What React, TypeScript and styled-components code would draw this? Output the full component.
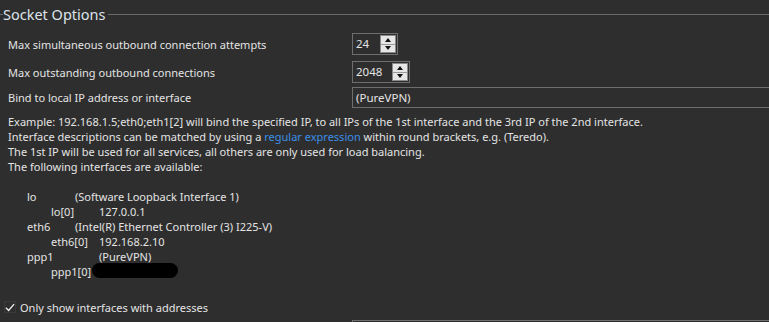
import React from "react";
import styled, { createGlobalStyle } from "styled-components";

const GlobalStyle = createGlobalStyle`
  html, body {
    margin: 0;
    padding: 0;
    background: #2e2e2e;
    overflow: hidden;
  }
  body {
    font-family: "Noto Sans", "Open Sans", sans-serif;
    font-size: 11px;
    color: #e4e4e4;
  }
`;

const Page = styled.div`
  width: 769px;
  height: 322px;
  overflow: hidden;
  background: #2e2e2e;
`;

const GroupHeader = styled.div`
  display: flex;
  align-items: center;
  height: 28px;
`;

const HeaderLine = styled.div<{ $grow?: boolean }>`
  height: 1px;
  background: #6a6a6a;
  width: ${(p) => (p.$grow ? "auto" : "3px")};
  flex: ${(p) => (p.$grow ? 1 : "none")};
  margin-left: ${(p) => (p.$grow ? "2px" : "0")};
`;

const GroupTitle = styled.span`
  font-size: 14.5px;
  color: #dde3ea;
  line-height: 28px;
`;

const Body = styled.div`
  padding-left: 8px;
`;

const OptionRow = styled.div<{ $h: number; $top: number }>`
  display: grid;
  grid-template-columns: 344px 1fr;
  align-items: center;
  height: ${(p) => p.$h}px;
  margin-top: ${(p) => p.$top}px;
`;

const Label = styled.span`
  white-space: nowrap;
`;

const SpinBox = styled.div<{ $w: number }>`
  display: flex;
  width: ${(p) => p.$w}px;
  height: 22px;
  box-sizing: border-box;
  border: 1px solid #6e6e6e;
  padding: 1px 1px 1px 0;
`;

const SpinValue = styled.span`
  flex: 1;
  padding-left: 3px;
  line-height: 18px;
  font-size: 11.5px;
  color: #e4e4e4;
`;

const SpinButtons = styled.div`
  display: flex;
  flex-direction: column;
  width: 14px;
  border: 1px solid #8a8a8a;
  background: #e6e6e6;
`;

const SpinHalf = styled.div<{ $up?: boolean }>`
  flex: 1;
  display: flex;
  align-items: center;
  justify-content: center;
  border-bottom: ${(p) => (p.$up ? "1px solid #9a9a9a" : "none")};
  &::after {
    content: "";
    width: 0;
    height: 0;
    border-left: 3.5px solid transparent;
    border-right: 3.5px solid transparent;
    ${(p) =>
      p.$up ? "border-bottom: 4px solid #111;" : "border-top: 4px solid #111;"}
  }
`;

const TextField = styled.div<{ $open?: boolean }>`
  height: 21px;
  box-sizing: border-box;
  border: 1px solid #6e6e6e;
  border-right: none;
  ${(p) => (p.$open ? "border-bottom: none;" : "")}
  padding-left: 3px;
  line-height: 19px;
  font-size: 11.5px;
  margin-right: -8px;
`;

const Notes = styled.div`
  margin-top: 6px;
  line-height: 15px;
  white-space: nowrap;
`;

const Link = styled.span`
  color: #3b8fe6;
`;

const IfaceList = styled.div`
  margin-top: 15px;
  line-height: 15px;
`;

const IfaceLine = styled.div<{ $indent: number; $col: number }>`
  display: grid;
  grid-template-columns: minmax(${(p) => p.$col}px, max-content) 1fr;
  padding-left: ${(p) => p.$indent}px;
  white-space: nowrap;
`;

const Redacted = styled.span`
  display: inline-block;
  width: 86px;
  height: 15px;
  margin-left: -7px;
  background: #000;
  border-radius: 8px;
  vertical-align: top;
  margin-top: -1px;
`;

const CheckRow = styled.div`
  display: flex;
  align-items: center;
  gap: 4px;
  margin-top: 20px;
  margin-left: -4px;
  height: 16px;
`;

const CheckBox = styled.span`
  width: 12px;
  height: 12px;
  box-sizing: border-box;
  border: 1px solid #3a3a3a;
  display: flex;
  align-items: center;
  justify-content: center;
`;

const BottomRow = styled.div`
  display: grid;
  grid-template-columns: 344px 1fr;
  margin-top: 5px;
`;

const interfaces: { indent: number; col: number; name: string; value: React.ReactNode }[] = [
  { indent: 19, col: 48, name: "lo", value: "(Software Loopback Interface 1)" },
  { indent: 43, col: 48, name: "lo[0]", value: "127.0.0.1" },
  { indent: 19, col: 48, name: "eth6", value: "(Intel(R) Ethernet Controller (3) I225-V)" },
  { indent: 43, col: 48, name: "eth6[0]", value: "192.168.2.10" },
  { indent: 19, col: 72, name: "ppp1", value: "(PureVPN)" },
  { indent: 43, col: 48, name: "ppp1[0]", value: <Redacted /> },
];

function Spin({ value, width }: { value: string; width: number }) {
  return (
    <SpinBox $w={width}>
      <SpinValue>{value}</SpinValue>
      <SpinButtons>
        <SpinHalf $up />
        <SpinHalf />
      </SpinButtons>
    </SpinBox>
  );
}

export default function App() {
  return (
    <Page>
      <GlobalStyle />
      <GroupHeader>
        <HeaderLine />
        <GroupTitle>Socket Options</GroupTitle>
        <HeaderLine $grow />
      </GroupHeader>
      <Body>
        <OptionRow $h={22} $top={5}>
          <Label>Max simultaneous outbound connection attempts</Label>
          <Spin value="24" width={46} />
        </OptionRow>
        <OptionRow $h={22} $top={6}>
          <Label>Max outstanding outbound connections</Label>
          <Spin value="2048" width={58} />
        </OptionRow>
        <OptionRow $h={21} $top={4}>
          <Label>Bind to local IP address or interface</Label>
          <TextField>(PureVPN)</TextField>
        </OptionRow>
        <Notes>
          <div>
            Example: 192.168.1.5;eth0;eth1[2] will bind the specified IP, to all IPs of the 1st
            interface and the 3rd IP of the 2nd interface.
          </div>
          <div>
            Interface descriptions can be matched by using a <Link>regular expression</Link> within
            round brackets, e.g. (Teredo).
          </div>
          <div>The 1st IP will be used for all services, all others are only used for load balancing.</div>
          <div>The following interfaces are available:</div>
        </Notes>
        <IfaceList>
          {interfaces.map((it, i) => (
            <IfaceLine key={i} $indent={it.indent} $col={it.col}>
              <span>{it.name}</span>
              <span>{it.value}</span>
            </IfaceLine>
          ))}
        </IfaceList>
        <CheckRow>
          <CheckBox>
            <svg width="11" height="11" viewBox="0 0 11 11">
              <path d="M1 5.8 L4 8.8 L10 1.8" fill="none" stroke="#f2f2f2" strokeWidth="1.4" />
            </svg>
          </CheckBox>
          <span>Only show interfaces with addresses</span>
        </CheckRow>
        <BottomRow>
          <span />
          <TextField $open />
        </BottomRow>
      </Body>
    </Page>
  );
}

> What is needed:
Reproduce each line word for word and drop the pictures.

> Solved exercise:
What React, TypeScript and styled-components code would draw this? Output the full component.
import React from "react";
import styled, { createGlobalStyle } from "styled-components";

const GlobalStyle = createGlobalStyle`
  html, body {
    margin: 0;
    padding: 0;
    background: #2e2e2e;
    overflow: hidden;
  }
  body {
    font-family: "Noto Sans", "Open Sans", sans-serif;
    font-size: 11px;
    color: #e4e4e4;
  }
`;

const Page = styled.div`
  width: 769px;
  height: 322px;
  overflow: hidden;
  background: #2e2e2e;
`;

const GroupHeader = styled.div`
  display: flex;
  align-items: center;
  height: 28px;
`;

const HeaderLine = styled.div<{ $grow?: boolean }>`
  height: 1px;
  background: #6a6a6a;
  width: ${(p) => (p.$grow ? "auto" : "3px")};
  flex: ${(p) => (p.$grow ? 1 : "none")};
  margin-left: ${(p) => (p.$grow ? "2px" : "0")};
`;

const GroupTitle = styled.span`
  font-size: 14.5px;
  color: #dde3ea;
  line-height: 28px;
`;

const Body = styled.div`
  padding-left: 8px;
`;

const OptionRow = styled.div<{ $h: number; $top: number }>`
  display: grid;
  grid-template-columns: 344px 1fr;
  align-items: center;
  height: ${(p) => p.$h}px;
  margin-top: ${(p) => p.$top}px;
`;

const Label = styled.span`
  white-space: nowrap;
`;

const SpinBox = styled.div<{ $w: number }>`
  display: flex;
  width: ${(p) => p.$w}px;
  height: 22px;
  box-sizing: border-box;
  border: 1px solid #6e6e6e;
  padding: 1px 1px 1px 0;
`;

const SpinValue = styled.span`
  flex: 1;
  padding-left: 3px;
  line-height: 18px;
  font-size: 11.5px;
  color: #e4e4e4;
`;

const SpinButtons = styled.div`
  display: flex;
  flex-direction: column;
  width: 14px;
  border: 1px solid #8a8a8a;
  background: #e6e6e6;
`;

const SpinHalf = styled.div<{ $up?: boolean }>`
  flex: 1;
  display: flex;
  align-items: center;
  justify-content: center;
  border-bottom: ${(p) => (p.$up ? "1px solid #9a9a9a" : "none")};
  &::after {
    content: "";
    width: 0;
    height: 0;
    border-left: 3.5px solid transparent;
    border-right: 3.5px solid transparent;
    ${(p) =>
      p.$up ? "border-bottom: 4px solid #111;" : "border-top: 4px solid #111;"}
  }
`;

const TextField = styled.div<{ $open?: boolean }>`
  height: 21px;
  box-sizing: border-box;
  border: 1px solid #6e6e6e;
  border-right: none;
  ${(p) => (p.$open ? "border-bottom: none;" : "")}
  padding-left: 3px;
  line-height: 19px;
  font-size: 11.5px;
  margin-right: -8px;
`;

const Notes = styled.div`
  margin-top: 6px;
  line-height: 15px;
  white-space: nowrap;
`;

const Link = styled.span`
  color: #3b8fe6;
`;

const IfaceList = styled.div`
  margin-top: 15px;
  line-height: 15px;
`;

const IfaceLine = styled.div<{ $indent: number; $col: number }>`
  display: grid;
  grid-template-columns: minmax(${(p) => p.$col}px, max-content) 1fr;
  padding-left: ${(p) => p.$indent}px;
  white-space: nowrap;
`;

const Redacted = styled.span`
  display: inline-block;
  width: 86px;
  height: 15px;
  margin-left: -7px;
  background: #000;
  border-radius: 8px;
  vertical-align: top;
  margin-top: -1px;
`;

const CheckRow = styled.div`
  display: flex;
  align-items: center;
  gap: 4px;
  margin-top: 20px;
  margin-left: -4px;
  height: 16px;
`;

const CheckBox = styled.span`
  width: 12px;
  height: 12px;
  box-sizing: border-box;
  border: 1px solid #3a3a3a;
  display: flex;
  align-items: center;
  justify-content: center;
`;

const BottomRow = styled.div`
  display: grid;
  grid-template-columns: 344px 1fr;
  margin-top: 5px;
`;

const interfaces: { indent: number; col: number; name: string; value: React.ReactNode }[] = [
  { indent: 19, col: 48, name: "lo", value: "(Software Loopback Interface 1)" },
  { indent: 43, col: 48, name: "lo[0]", value: "127.0.0.1" },
  { indent: 19, col: 48, name: "eth6", value: "(Intel(R) Ethernet Controller (3) I225-V)" },
  { indent: 43, col: 48, name: "eth6[0]", value: "192.168.2.10" },
  { indent: 19, col: 72, name: "ppp1", value: "(PureVPN)" },
  { indent: 43, col: 48, name: "ppp1[0]", value: <Redacted /> },
];

function Spin({ value, width }: { value: string; width: number }) {
  return (
    <SpinBox $w={width}>
      <SpinValue>{value}</SpinValue>
      <SpinButtons>
        <SpinHalf $up />
        <SpinHalf />
      </SpinButtons>
    </SpinBox>
  );
}

export default function App() {
  return (
    <Page>
      <GlobalStyle />
      <GroupHeader>
        <HeaderLine />
        <GroupTitle>Socket Options</GroupTitle>
        <HeaderLine $grow />
      </GroupHeader>
      <Body>
        <OptionRow $h={22} $top={5}>
          <Label>Max simultaneous outbound connection attempts</Label>
          <Spin value="24" width={46} />
        </OptionRow>
        <OptionRow $h={22} $top={6}>
          <Label>Max outstanding outbound connections</Label>
          <Spin value="2048" width={58} />
        </OptionRow>
        <OptionRow $h={21} $top={4}>
          <Label>Bind to local IP address or interface</Label>
          <TextField>(PureVPN)</TextField>
        </OptionRow>
        <Notes>
          <div>
            Example: 192.168.1.5;eth0;eth1[2] will bind the specified IP, to all IPs of the 1st
            interface and the 3rd IP of the 2nd interface.
          </div>
          <div>
            Interface descriptions can be matched by using a <Link>regular expression</Link> within
            round brackets, e.g. (Teredo).
          </div>
          <div>The 1st IP will be used for all services, all others are only used for load balancing.</div>
          <div>The following interfaces are available:</div>
        </Notes>
        <IfaceList>
          {interfaces.map((it, i) => (
            <IfaceLine key={i} $indent={it.indent} $col={it.col}>
              <span>{it.name}</span>
              <span>{it.value}</span>
            </IfaceLine>
          ))}
        </IfaceList>
        <CheckRow>
          <CheckBox>
            <svg width="11" height="11" viewBox="0 0 11 11">
              <path d="M1 5.8 L4 8.8 L10 1.8" fill="none" stroke="#f2f2f2" strokeWidth="1.4" />
            </svg>
          </CheckBox>
          <span>Only show interfaces with addresses</span>
        </CheckRow>
        <BottomRow>
          <span />
          <TextField $open />
        </BottomRow>
      </Body>
    </Page>
  );
}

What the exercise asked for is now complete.